## GIVEN EXERCISE
Reproduce the full listing below unchanged, apart from the pictures.

## RAW DATA

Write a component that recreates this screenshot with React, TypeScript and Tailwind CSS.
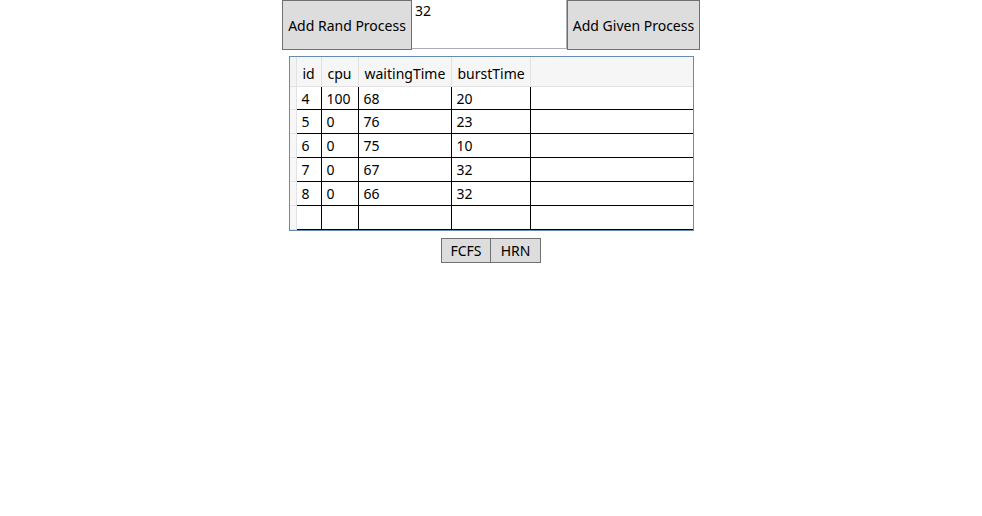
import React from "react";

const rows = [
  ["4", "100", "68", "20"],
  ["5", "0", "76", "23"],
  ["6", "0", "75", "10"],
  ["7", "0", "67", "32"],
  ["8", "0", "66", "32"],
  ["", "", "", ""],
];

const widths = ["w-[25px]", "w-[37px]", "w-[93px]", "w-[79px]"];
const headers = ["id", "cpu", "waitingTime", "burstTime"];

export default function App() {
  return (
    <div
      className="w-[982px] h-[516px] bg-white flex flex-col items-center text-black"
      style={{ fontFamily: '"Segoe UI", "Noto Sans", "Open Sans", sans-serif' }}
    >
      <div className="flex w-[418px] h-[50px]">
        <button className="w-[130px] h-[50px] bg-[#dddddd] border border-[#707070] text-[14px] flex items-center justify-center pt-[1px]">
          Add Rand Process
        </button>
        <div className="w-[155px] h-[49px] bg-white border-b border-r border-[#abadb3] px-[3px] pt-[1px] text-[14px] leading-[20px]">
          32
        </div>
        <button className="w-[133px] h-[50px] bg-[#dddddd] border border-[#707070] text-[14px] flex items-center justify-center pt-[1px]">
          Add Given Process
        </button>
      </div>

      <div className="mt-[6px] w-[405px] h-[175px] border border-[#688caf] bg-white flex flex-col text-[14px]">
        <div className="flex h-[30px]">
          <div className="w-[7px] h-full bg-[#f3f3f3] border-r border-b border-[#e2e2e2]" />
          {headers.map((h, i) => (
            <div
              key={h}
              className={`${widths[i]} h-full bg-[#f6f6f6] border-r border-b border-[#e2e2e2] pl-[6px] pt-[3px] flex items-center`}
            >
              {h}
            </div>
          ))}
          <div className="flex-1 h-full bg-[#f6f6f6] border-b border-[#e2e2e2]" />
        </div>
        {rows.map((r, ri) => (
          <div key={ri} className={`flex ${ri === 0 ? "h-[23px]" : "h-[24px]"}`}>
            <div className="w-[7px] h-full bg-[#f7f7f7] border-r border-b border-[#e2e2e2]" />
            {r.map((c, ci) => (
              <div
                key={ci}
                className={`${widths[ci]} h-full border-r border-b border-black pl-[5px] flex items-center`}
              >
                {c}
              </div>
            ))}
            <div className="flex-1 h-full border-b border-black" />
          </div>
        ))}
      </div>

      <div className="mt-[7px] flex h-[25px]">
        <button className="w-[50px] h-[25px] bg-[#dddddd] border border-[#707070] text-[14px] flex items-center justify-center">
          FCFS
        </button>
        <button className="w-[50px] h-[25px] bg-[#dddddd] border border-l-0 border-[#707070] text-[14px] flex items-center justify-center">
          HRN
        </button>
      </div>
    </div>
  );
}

## PROBLEM SOLUTION
Write a component that recreates this screenshot with React, TypeScript and Tailwind CSS.
import React from "react";

const rows = [
  ["4", "100", "68", "20"],
  ["5", "0", "76", "23"],
  ["6", "0", "75", "10"],
  ["7", "0", "67", "32"],
  ["8", "0", "66", "32"],
  ["", "", "", ""],
];

const widths = ["w-[25px]", "w-[37px]", "w-[93px]", "w-[79px]"];
const headers = ["id", "cpu", "waitingTime", "burstTime"];

export default function App() {
  return (
    <div
      className="w-[982px] h-[516px] bg-white flex flex-col items-center text-black"
      style={{ fontFamily: '"Segoe UI", "Noto Sans", "Open Sans", sans-serif' }}
    >
      <div className="flex w-[418px] h-[50px]">
        <button className="w-[130px] h-[50px] bg-[#dddddd] border border-[#707070] text-[14px] flex items-center justify-center pt-[1px]">
          Add Rand Process
        </button>
        <div className="w-[155px] h-[49px] bg-white border-b border-r border-[#abadb3] px-[3px] pt-[1px] text-[14px] leading-[20px]">
          32
        </div>
        <button className="w-[133px] h-[50px] bg-[#dddddd] border border-[#707070] text-[14px] flex items-center justify-center pt-[1px]">
          Add Given Process
        </button>
      </div>

      <div className="mt-[6px] w-[405px] h-[175px] border border-[#688caf] bg-white flex flex-col text-[14px]">
        <div className="flex h-[30px]">
          <div className="w-[7px] h-full bg-[#f3f3f3] border-r border-b border-[#e2e2e2]" />
          {headers.map((h, i) => (
            <div
              key={h}
              className={`${widths[i]} h-full bg-[#f6f6f6] border-r border-b border-[#e2e2e2] pl-[6px] pt-[3px] flex items-center`}
            >
              {h}
            </div>
          ))}
          <div className="flex-1 h-full bg-[#f6f6f6] border-b border-[#e2e2e2]" />
        </div>
        {rows.map((r, ri) => (
          <div key={ri} className={`flex ${ri === 0 ? "h-[23px]" : "h-[24px]"}`}>
            <div className="w-[7px] h-full bg-[#f7f7f7] border-r border-b border-[#e2e2e2]" />
            {r.map((c, ci) => (
              <div
                key={ci}
                className={`${widths[ci]} h-full border-r border-b border-black pl-[5px] flex items-center`}
              >
                {c}
              </div>
            ))}
            <div className="flex-1 h-full border-b border-black" />
          </div>
        ))}
      </div>

      <div className="mt-[7px] flex h-[25px]">
        <button className="w-[50px] h-[25px] bg-[#dddddd] border border-[#707070] text-[14px] flex items-center justify-center">
          FCFS
        </button>
        <button className="w-[50px] h-[25px] bg-[#dddddd] border border-l-0 border-[#707070] text-[14px] flex items-center justify-center">
          HRN
        </button>
      </div>
    </div>
  );
}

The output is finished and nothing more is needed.